Right to Repair
BEDE MILLER
BEDE MILLER
SOCIETY / ENVIRONMENTALISM / JUST TRANSITION
Tackling over-consumption and global waste by targeting manufacturers, a win/win for consumers and the planet.
One hundred thousand tonnes—the amount of e-waste New Zealand generates annually. One hundred thousand tonnes is the equivalent of twenty kilograms of e-waste created by each citizen and it is projected to reach nearly thirty kilograms by 2030. As per the International Telecommunication Union, NZ sits among the highest per capita producers of e-waste and has one of the lowest recycling rates. This staggering statistic underscores the massive problem of our throwaway culture, driven by increasingly costly repairs and outright unrepairable devices. The right to repair is a crucial step we can take toward addressing NZ's e-waste crisis. It is a step that empowers consumers to have their say in keeping their devices going longer, reducing their waste, and pushing back against those companies that make repair so challenging.
The Right to Repair
Simply put, the right to repair is the concept that you - the owner of a piece of equipment, be it a smartphone or a tractor, should have the legal right to upgrade, modify, or repair it yourself or through a third-party repair shop, without intervention or consequence from the manufacturer. The right to repair intends to ensure that the manufacturer makes the parts and information on how to service a device available, enabling consumers to repair the product themselves.

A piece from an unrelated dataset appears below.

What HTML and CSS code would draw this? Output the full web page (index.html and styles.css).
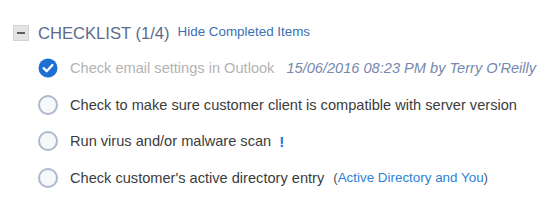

However, this does not mean manufacturers are liable for consumer modifications or poorly done repairs. It's not about compromising safety or legal standards, either. It ensures that if a company wants to reject a warranty claim on the basis that you opened the device to repair it and may have caused the damage yourself, the onus is on the company to prove that your repair caused the issue.
Situation in Aotearoa-New Zealand
As of publication, New Zealand desperately lacks any right to repair adequately entrenched in law. What New Zealand does have is the Consumer Guarantees Act 1993, which entrenches numerous rights a consumer has when purchasing a product in New Zealand. While the Consumer Guarantees Act is better than nothing, it has a gaping loophole that allows manufacturers to opt out of offering spare parts to consumers.
But there is hope in the growing support for the right to repair. At the end of August, Consumer NZ delivered a petition to parliament with over 21,000 signatories backing the introduction of repairability labels on household appliances and electronic devices. These labels would aid consumers in making an informed choice to purchase more repairable products.
Another hopeful outlook for the right to repair is "The Consumer Guarantees (Right to Repair) Amendment Bill," introduced in April 2024 by Green Party Co-Leader Marama Davidson on behalf of the Green Party. If passed, this bill would "empower consumers with more of a right to repair their products, minimising waste, and reducing costs," and it "would require manufacturers to produce repair parts and provide resources to allow consumers to extend the life cycle of the products they use."
E-Waste and the Environment
While they're not entirely on the same level as big oil, the resource-heavy nature of electronic production puts the tech sector on the higher end in contributing to climate change. But it's not just climate change; it's the growing amount of e-waste that contributes not only to rising emissions but causes massive local environmental issues.
These local ecological issues stem from the toxic nature of e-waste and its often poor management. In New Zealand, as of 2017, not only is e-waste the fastest-growing poisonous waste stream, but virtually nothing has been done to combat it. Right to repair legislation is a considerable step New Zealand can take toward addressing the environmental concerns of e-waste. Entrenching the right to repair into law would encourage the creation of better-built and more repairable products.
Products consumers would be able to repair, increasing their usable life and drastically reducing the quantity of electronics becoming e-waste as soon as they are deemed unrepairable.
Complicity of Manufacturers
Over time, electronics like smartphones, laptops, cars, and even tractors have become increasingly challenging to repair. This is a vast difference from older versions of that equipment, which owners could fix themselves with the proper knowledge or willingness to learn.
This shift in repairability is driven partly by planned obsolescence, a strategy in which a business intentionally designs products to be less durable or more complicated to repair. This strategy encourages consumers to buy new ones instead of overpaying for costly repairs—if they even can be repaired.
Manufacturers will argue that certain design choices are necessary to improve performance or reduce size in some product segments, such as laptops and smartphones. However, these 'advancements' tend to come at the cost of the device's repairability.
Beyond the Right to Repair
The right to repair is more than just a consumer right; it's essential to building a sustainable future. As e-waste piles up, the power to reduce, reuse, and repair becomes a necessity. Entrenching the right to repair into law would empower consumers to join the broader movement to combat the casual throwaway culture threatening our environment.
As Pete Seeger once said, "If it can't be reduced, reused, repaired, rebuilt, refurbished, refinished, resold, recycled or composted, then it should be restricted, redesigned, or removed from production."
We must strive to create a world where repair is the norm, not the exception.